Component-Wise RAG Prioritization for Software Engineering Tasks

For software engineering RAG, retriever choice influences quality more than generator choice, and BM25 is the robust default on identifier-heavy code corpora.

The counter-intuitive result

When a RAG pipeline underperforms, the reflex is to upgrade the generator.
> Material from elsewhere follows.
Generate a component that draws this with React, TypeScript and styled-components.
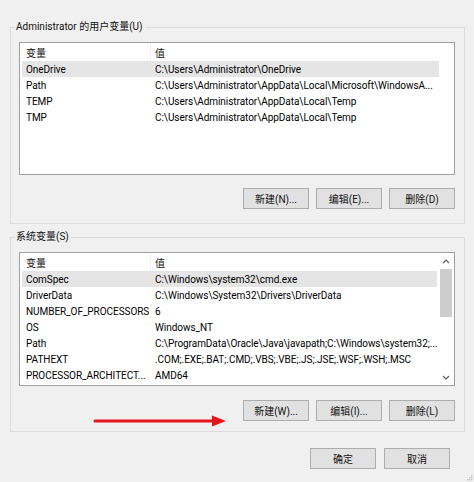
import React from 'react';
import styled, { createGlobalStyle } from 'styled-components';

interface EnvVar {
  name: string;
  value: string;
}

const userVars: EnvVar[] = [
  { name: 'OneDrive', value: 'C:\\Users\\Administrator\\OneDrive' },
  { name: 'Path', value: 'C:\\Users\\Administrator\\AppData\\Local\\Microsoft\\WindowsA...' },
  { name: 'TEMP', value: 'C:\\Users\\Administrator\\AppData\\Local\\Temp' },
  { name: 'TMP', value: 'C:\\Users\\Administrator\\AppData\\Local\\Temp' },
];

const systemVars: EnvVar[] = [
  { name: 'ComSpec', value: 'C:\\Windows\\system32\\cmd.exe' },
  { name: 'DriverData', value: 'C:\\Windows\\System32\\Drivers\\DriverData' },
  { name: 'NUMBER_OF_PROCESSORS', value: '6' },
  { name: 'OS', value: 'Windows_NT' },
  { name: 'Path', value: 'C:\\ProgramData\\Oracle\\Java\\javapath;C:\\Windows\\system32;...' },
  { name: 'PATHEXT', value: '.COM;.EXE;.BAT;.CMD;.VBS;.VBE;.JS;.JSE;.WSF;.WSH;.MSC' },
  { name: 'PROCESSOR_ARCHITECT...', value: 'AMD64' },
];

const FONT = `Roboto, "Noto Sans CJK SC", sans-serif`;

const GlobalStyle = createGlobalStyle`
  html, body {
    margin: 0;
    padding: 0;
    background: #f0f0f0;
  }
  * {
    box-sizing: border-box;
  }
`;

const Window = styled.div`
  position: relative;
  width: 474px;
  height: 482px;
  background: #f0f0f0;
  padding: 19px 0 0 10px;
  font-family: ${FONT};
  font-size: 10px;
  color: #000;
  display: flex;
  flex-direction: column;
  overflow: hidden;
`;

const Group = styled.fieldset<{ $bottom: number; $gapTop?: number }>`
  margin: ${(p) => p.$gapTop ?? 0}px 0 0 0;
  width: 455px;
  border: 1px solid #dcdcdc;
  padding: 7px 9px ${(p) => p.$bottom}px 8px;
  min-width: 0;
`;

const Legend = styled.legend`
  margin-left: -4px;
  padding: 0 2px 0 1px;
  line-height: 16px;
  font-size: 10px;
  color: #111;
`;

const ListBox = styled.div<{ $height: number }>`
  height: ${(p) => p.$height}px;
  border: 1px solid #a0a0a0;
  background: #fff;
  display: flex;
  overflow: hidden;
`;

const ListBody = styled.div`
  flex: 1;
  padding-left: 2px;
  min-width: 0;
`;

const HeaderRow = styled.div`
  display: grid;
  grid-template-columns: 129px 1fr;
  height: 18px;
  align-items: center;
  width: 417px;
`;

const HeaderCell = styled.div<{ $divider?: boolean }>`
  padding-left: 4px;
  height: 100%;
  display: flex;
  align-items: center;
  color: #111;
  border-right: ${(p) => (p.$divider ? '1px solid #efefef' : 'none')};
`;

const Row = styled.div<{ $selected?: boolean }>`
  display: grid;
  grid-template-columns: 129px 1fr;
  height: 16px;
  align-items: center;
  width: 417px;
  background: ${(p) => (p.$selected ? '#e5e5e5' : 'transparent')};
  white-space: nowrap;
`;

const Cell = styled.div`
  padding-left: 4px;
  overflow: hidden;
  color: #000;
  letter-spacing: -0.05px;
`;

const ScrollBar = styled.div`
  width: 17px;
  display: flex;
  flex-direction: column;
  align-items: center;
  background: #fff;
`;

const ScrollArrow = styled.div`
  height: 16px;
  width: 100%;
  display: flex;
  align-items: center;
  justify-content: center;
`;

const ScrollTrack = styled.div`
  flex: 1;
  width: 100%;
  display: flex;
  justify-content: center;
  padding-left: 1px;
`;

const ScrollThumb = styled.div`
  width: 12px;
  height: 48px;
  background: #cdcdcd;
`;

const ButtonRow = styled.div<{ $top: number }>`
  display: flex;
  justify-content: flex-end;
  gap: 7px;
  margin-top: ${(p) => p.$top}px;
`;

const Button = styled.button`
  width: 66px;
  height: 21px;
  padding: 0;
  background: #e1e1e1;
  border: 1px solid #adadad;
  font-family: ${FONT};
  font-size: 10px;
  color: #111;
  display: flex;
  align-items: center;
  justify-content: center;
`;

const DialogButtons = styled.div`
  display: flex;
  justify-content: flex-end;
  gap: 8px;
  margin: 16px 24px 0 0;
`;

const Arrow = styled.svg`
  position: absolute;
  left: 92px;
  top: 413px;
`;

const Grip = styled.svg`
  position: absolute;
  right: 1px;
  bottom: 1px;
`;

const Chevron: React.FC<{ down?: boolean }> = ({ down }) => (
  <svg width="8" height="5" viewBox="0 0 8 5">
    <path
      d={down ? 'M1 1 L4 4 L7 1' : 'M1 4 L4 1 L7 4'}
      fill="none"
      stroke="#606060"
      strokeWidth="1.2"
    />
  </svg>
);

const VarList: React.FC<{ vars: EnvVar[]; height: number; scroll?: boolean }> = ({
  vars,
  height,
  scroll,
}) => (
  <ListBox $height={height}>
    <ListBody>
      <HeaderRow>
        <HeaderCell $divider>变量</HeaderCell>
        <HeaderCell>值</HeaderCell>
      </HeaderRow>
      {vars.map((v, i) => (
        <Row key={v.name + i} $selected={i === 0}>
          <Cell>{v.name}</Cell>
          <Cell>{v.value}</Cell>
        </Row>
      ))}
    </ListBody>
    {scroll && (
      <ScrollBar>
        <ScrollArrow>
          <Chevron />
        </ScrollArrow>
        <ScrollTrack>
          <ScrollThumb />
        </ScrollTrack>
        <ScrollArrow>
          <Chevron down />
        </ScrollArrow>
      </ScrollBar>
    )}
  </ListBox>
);

export default function App() {
  return (
    <>
      <GlobalStyle />
      <Window>
        <Group $bottom={14}>
          <Legend>Administrator 的用户变量(U)</Legend>
          <VarList vars={userVars} height={133} />
          <ButtonRow $top={13}>
            <Button>新建(N)...</Button>
            <Button>编辑(E)...</Button>
            <Button>删除(D)</Button>
          </ButtonRow>
        </Group>

        <Group $bottom={10} $gapTop={5}>
          <Legend>系统变量(S)</Legend>
          <VarList vars={systemVars} height={134} scroll />
          <ButtonRow $top={14}>
            <Button>新建(W)...</Button>
            <Button>编辑(I)...</Button>
            <Button>删除(L)</Button>
          </ButtonRow>
        </Group>

        <DialogButtons>
          <Button>确定</Button>
          <Button>取消</Button>
        </DialogButtons>

        <Arrow width="136" height="16" viewBox="0 0 136 16">
          <line x1="3" y1="8" x2="122" y2="8" stroke="#e3161c" strokeWidth="3" strokeLinecap="round" />
          <path d="M120 2.5 L134 8 L120 13.5 Z" fill="#e3161c" />
        </Arrow>

        <Grip width="8" height="8" viewBox="0 0 8 8">
          <rect x="6" y="2" width="1.5" height="1.5" fill="#c8c8c8" />
          <rect x="4" y="4" width="1.5" height="1.5" fill="#c8c8c8" />
          <rect x="6" y="4" width="1.5" height="1.5" fill="#c8c8c8" />
          <rect x="2" y="6" width="1.5" height="1.5" fill="#c8c8c8" />
          <rect x="4" y="6" width="1.5" height="1.5" fill="#c8c8c8" />
          <rect x="6" y="6" width="1.5" height="1.5" fill="#c8c8c8" />
        </Grip>
      </Window>
    </>
  );
}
A component-wise study of 21+ models across the RAG pipeline reports the opposite priority for software engineering workloads: retriever choice shapes performance more than generator choice across code generation, summarization, and program repair (Ke et al., 2026).

The same study reports that classical lexical BM25 is "exceptionally robust" across the three SE tasks — competitive with or better than dense and hybrid retrievers (Ke et al., 2026).

The four component axes

The study splits an SE-task RAG pipeline into four independent axes and isolates each one against the others (Ke et al., 2026):

graph LR
    Q[Query] --> QP[Query Processing<br/>4 techniques]
    QP --> R[Retriever<br/>7 models: sparse/dense/hybrid]
    R --> CR[Context Refinement<br/>4 methods]
    CR --> G[Generator<br/>6 models]
    G --> O[Code Gen / Summary / Repair]
Axis Variants Dominance rank
Retriever 7 models — sparse (BM25), dense, hybrid Largest effect
Query processing 4 techniques (rewriting, expansion, decomposition) Conditional on retriever
Context refinement 4 methods (re-ranking, filtering, compression) Conditional
Generator 6 models across capability tiers Smaller than retriever

Component effects are not independent: query processing helps some retrievers more than others (Ke et al., 2026).

Why retrievers dominate

The generator can only reason about the tokens it sees. If the retriever misses the relevant function definition, error type, or test fixture, the generator cannot recover it — retrieval recall bounds generator accuracy from above. A stronger generator does nothing for documents that were never retrieved.

The companion chunking study shows the same pattern: doubling cross-file context length from 2k to 8k tokens delivers more accuracy gain than picking among non-dominated chunking strategies (Wu et al., 2026). Retrieval-side levers dominate.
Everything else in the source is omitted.